What you are asked to do. Starting from the top of the material, restate each line exactly until the line that contains "string; b?: string;", which is also copied. Pictures are excluded.

━━━ Data section

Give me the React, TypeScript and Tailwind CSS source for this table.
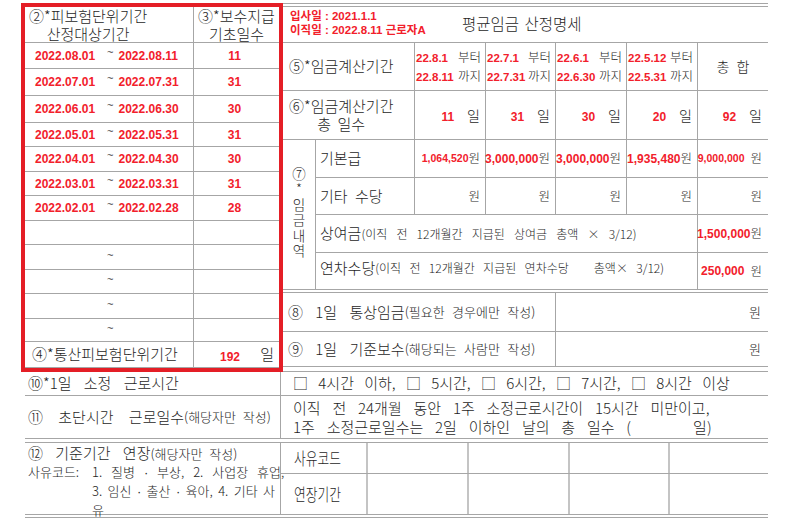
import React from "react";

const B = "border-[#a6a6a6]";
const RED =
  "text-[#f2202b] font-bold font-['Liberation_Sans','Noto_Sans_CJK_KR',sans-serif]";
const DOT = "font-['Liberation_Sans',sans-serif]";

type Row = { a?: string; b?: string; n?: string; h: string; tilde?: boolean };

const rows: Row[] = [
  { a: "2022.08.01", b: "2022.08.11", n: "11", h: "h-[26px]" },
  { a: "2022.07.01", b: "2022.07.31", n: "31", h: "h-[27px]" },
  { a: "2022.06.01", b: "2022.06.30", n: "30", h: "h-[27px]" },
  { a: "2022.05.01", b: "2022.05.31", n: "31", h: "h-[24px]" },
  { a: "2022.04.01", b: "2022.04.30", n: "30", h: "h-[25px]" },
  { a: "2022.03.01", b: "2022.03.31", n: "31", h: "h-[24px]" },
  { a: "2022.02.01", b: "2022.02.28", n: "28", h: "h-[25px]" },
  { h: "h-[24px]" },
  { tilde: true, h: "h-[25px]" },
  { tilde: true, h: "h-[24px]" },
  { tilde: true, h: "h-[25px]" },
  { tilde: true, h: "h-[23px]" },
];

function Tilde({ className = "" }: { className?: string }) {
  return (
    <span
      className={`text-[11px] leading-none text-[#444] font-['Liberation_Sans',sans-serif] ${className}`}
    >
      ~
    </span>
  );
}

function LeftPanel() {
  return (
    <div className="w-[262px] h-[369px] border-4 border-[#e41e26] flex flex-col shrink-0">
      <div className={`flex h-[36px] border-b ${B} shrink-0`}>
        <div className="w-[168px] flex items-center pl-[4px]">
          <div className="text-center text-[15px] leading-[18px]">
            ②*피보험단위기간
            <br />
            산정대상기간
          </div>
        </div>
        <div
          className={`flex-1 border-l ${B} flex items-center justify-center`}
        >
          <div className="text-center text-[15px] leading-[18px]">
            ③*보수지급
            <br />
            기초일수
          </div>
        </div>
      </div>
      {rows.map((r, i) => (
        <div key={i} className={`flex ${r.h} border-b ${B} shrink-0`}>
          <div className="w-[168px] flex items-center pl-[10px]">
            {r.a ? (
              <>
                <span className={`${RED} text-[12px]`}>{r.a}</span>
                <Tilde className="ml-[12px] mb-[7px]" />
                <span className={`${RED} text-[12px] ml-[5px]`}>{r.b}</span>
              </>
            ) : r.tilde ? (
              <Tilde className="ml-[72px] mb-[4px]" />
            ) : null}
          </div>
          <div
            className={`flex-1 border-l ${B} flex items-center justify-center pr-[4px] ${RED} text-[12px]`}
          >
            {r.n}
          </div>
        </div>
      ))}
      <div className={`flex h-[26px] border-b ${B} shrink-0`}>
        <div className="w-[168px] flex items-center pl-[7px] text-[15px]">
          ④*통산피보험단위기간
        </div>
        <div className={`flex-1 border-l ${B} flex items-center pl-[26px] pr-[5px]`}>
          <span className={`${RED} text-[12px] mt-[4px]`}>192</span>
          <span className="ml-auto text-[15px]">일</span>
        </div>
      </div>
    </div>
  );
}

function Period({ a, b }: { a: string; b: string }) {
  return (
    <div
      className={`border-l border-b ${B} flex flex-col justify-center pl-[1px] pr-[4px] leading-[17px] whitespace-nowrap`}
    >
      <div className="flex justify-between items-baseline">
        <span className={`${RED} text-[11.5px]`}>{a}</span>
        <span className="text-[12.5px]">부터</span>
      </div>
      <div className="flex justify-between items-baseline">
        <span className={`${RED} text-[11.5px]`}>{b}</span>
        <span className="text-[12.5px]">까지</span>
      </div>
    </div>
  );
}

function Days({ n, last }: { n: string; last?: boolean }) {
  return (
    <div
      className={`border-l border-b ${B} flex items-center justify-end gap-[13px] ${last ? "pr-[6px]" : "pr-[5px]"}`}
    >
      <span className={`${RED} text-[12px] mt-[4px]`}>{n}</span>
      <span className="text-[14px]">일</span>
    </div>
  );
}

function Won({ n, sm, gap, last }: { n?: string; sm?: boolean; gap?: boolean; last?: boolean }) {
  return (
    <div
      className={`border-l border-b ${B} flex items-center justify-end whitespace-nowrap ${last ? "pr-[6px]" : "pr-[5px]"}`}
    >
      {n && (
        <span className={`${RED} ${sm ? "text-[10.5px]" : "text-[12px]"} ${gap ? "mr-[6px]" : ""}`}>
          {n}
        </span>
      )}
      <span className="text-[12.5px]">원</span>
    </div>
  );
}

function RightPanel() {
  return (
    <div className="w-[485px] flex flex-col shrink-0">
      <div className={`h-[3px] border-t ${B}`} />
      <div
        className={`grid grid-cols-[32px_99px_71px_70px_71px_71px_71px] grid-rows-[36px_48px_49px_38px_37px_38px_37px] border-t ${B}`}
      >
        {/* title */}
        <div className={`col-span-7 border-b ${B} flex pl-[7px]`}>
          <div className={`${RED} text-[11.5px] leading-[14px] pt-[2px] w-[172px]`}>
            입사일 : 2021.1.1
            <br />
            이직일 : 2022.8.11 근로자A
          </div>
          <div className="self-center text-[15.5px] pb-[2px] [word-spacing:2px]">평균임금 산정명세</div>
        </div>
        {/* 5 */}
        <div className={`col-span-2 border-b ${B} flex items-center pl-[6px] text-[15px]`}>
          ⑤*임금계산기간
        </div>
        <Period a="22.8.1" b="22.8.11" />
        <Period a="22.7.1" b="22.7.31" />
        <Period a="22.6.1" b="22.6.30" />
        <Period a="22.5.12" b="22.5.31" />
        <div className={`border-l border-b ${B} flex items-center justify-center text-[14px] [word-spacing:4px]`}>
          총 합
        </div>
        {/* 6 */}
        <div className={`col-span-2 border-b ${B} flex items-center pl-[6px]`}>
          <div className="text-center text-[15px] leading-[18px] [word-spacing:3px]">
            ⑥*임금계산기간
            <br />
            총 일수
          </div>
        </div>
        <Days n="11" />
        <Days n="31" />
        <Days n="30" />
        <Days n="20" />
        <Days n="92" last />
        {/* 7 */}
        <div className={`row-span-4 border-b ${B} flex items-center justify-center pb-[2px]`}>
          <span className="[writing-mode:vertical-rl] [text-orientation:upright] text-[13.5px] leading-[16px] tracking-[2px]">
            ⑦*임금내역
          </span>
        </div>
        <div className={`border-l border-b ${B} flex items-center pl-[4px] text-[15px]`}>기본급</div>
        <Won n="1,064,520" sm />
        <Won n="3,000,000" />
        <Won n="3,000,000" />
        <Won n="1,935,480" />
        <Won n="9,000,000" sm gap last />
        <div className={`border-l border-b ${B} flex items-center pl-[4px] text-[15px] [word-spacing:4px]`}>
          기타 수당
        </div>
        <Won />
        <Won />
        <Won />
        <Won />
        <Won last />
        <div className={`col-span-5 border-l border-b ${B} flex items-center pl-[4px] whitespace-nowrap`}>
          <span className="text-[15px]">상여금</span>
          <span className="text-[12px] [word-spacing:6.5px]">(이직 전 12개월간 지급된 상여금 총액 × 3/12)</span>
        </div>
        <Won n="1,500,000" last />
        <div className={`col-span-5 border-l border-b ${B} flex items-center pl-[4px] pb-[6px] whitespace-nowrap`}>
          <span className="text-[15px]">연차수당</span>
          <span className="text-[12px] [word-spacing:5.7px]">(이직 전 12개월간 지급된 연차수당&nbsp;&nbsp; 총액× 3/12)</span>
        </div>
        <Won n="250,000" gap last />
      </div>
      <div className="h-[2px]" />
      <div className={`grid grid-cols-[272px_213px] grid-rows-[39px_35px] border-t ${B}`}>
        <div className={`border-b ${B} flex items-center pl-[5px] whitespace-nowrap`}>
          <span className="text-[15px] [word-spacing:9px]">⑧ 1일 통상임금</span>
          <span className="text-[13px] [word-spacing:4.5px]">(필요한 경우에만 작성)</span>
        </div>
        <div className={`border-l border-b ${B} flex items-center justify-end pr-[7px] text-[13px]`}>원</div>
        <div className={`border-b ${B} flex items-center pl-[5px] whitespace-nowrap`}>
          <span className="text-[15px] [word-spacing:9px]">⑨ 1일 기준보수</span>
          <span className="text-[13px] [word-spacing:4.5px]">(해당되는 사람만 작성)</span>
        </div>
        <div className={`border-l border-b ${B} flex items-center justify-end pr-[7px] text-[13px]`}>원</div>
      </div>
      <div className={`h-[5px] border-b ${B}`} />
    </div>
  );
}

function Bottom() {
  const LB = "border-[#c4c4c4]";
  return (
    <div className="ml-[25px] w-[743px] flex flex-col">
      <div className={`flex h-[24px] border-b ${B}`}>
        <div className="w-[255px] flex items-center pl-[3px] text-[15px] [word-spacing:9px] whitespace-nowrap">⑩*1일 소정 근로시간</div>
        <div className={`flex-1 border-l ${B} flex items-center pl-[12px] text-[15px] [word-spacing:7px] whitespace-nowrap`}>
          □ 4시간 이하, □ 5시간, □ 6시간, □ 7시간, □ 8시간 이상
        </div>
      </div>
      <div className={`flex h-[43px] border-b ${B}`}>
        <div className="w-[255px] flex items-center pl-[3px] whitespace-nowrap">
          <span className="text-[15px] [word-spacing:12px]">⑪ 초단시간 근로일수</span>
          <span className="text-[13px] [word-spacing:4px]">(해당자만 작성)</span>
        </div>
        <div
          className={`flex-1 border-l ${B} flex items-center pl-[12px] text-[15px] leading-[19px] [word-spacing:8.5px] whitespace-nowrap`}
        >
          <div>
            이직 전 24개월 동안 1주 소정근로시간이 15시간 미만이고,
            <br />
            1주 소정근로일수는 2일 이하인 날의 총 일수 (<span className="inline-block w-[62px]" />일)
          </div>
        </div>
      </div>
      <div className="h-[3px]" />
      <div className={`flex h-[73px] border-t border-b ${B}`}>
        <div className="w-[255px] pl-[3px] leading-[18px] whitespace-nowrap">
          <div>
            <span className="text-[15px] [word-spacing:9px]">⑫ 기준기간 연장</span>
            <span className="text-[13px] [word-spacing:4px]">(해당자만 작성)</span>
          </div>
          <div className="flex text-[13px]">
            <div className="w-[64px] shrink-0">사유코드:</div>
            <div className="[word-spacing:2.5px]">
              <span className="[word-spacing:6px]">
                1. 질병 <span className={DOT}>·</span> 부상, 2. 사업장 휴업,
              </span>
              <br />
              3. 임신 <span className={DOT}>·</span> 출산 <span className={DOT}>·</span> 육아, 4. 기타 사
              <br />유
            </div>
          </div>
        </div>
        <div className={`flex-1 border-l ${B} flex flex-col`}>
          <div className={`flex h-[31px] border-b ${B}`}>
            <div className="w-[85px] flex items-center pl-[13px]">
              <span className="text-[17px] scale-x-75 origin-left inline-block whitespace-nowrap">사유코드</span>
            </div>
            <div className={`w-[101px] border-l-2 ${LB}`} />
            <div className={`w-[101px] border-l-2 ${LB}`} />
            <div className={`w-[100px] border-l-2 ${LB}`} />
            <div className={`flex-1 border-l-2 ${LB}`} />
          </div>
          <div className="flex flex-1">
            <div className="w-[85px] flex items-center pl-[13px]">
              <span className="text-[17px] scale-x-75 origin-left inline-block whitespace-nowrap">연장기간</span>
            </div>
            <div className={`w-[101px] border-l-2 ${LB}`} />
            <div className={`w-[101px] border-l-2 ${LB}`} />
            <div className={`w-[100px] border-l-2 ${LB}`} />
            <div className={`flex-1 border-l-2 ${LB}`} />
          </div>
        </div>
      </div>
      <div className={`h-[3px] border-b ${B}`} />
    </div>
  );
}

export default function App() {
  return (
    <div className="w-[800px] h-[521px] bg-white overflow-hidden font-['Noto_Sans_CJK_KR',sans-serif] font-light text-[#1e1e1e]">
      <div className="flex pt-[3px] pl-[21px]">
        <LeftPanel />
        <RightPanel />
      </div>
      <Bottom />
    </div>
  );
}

━━━━━━

Solution below.
Give me the React, TypeScript and Tailwind CSS source for this table.
import React from "react";

const B = "border-[#a6a6a6]";
const RED =
  "text-[#f2202b] font-bold font-['Liberation_Sans','Noto_Sans_CJK_KR',sans-serif]";
const DOT = "font-['Liberation_Sans',sans-serif]";

type Row = { a?: string; b?: string; n?: string; h: string; tilde?: boolean };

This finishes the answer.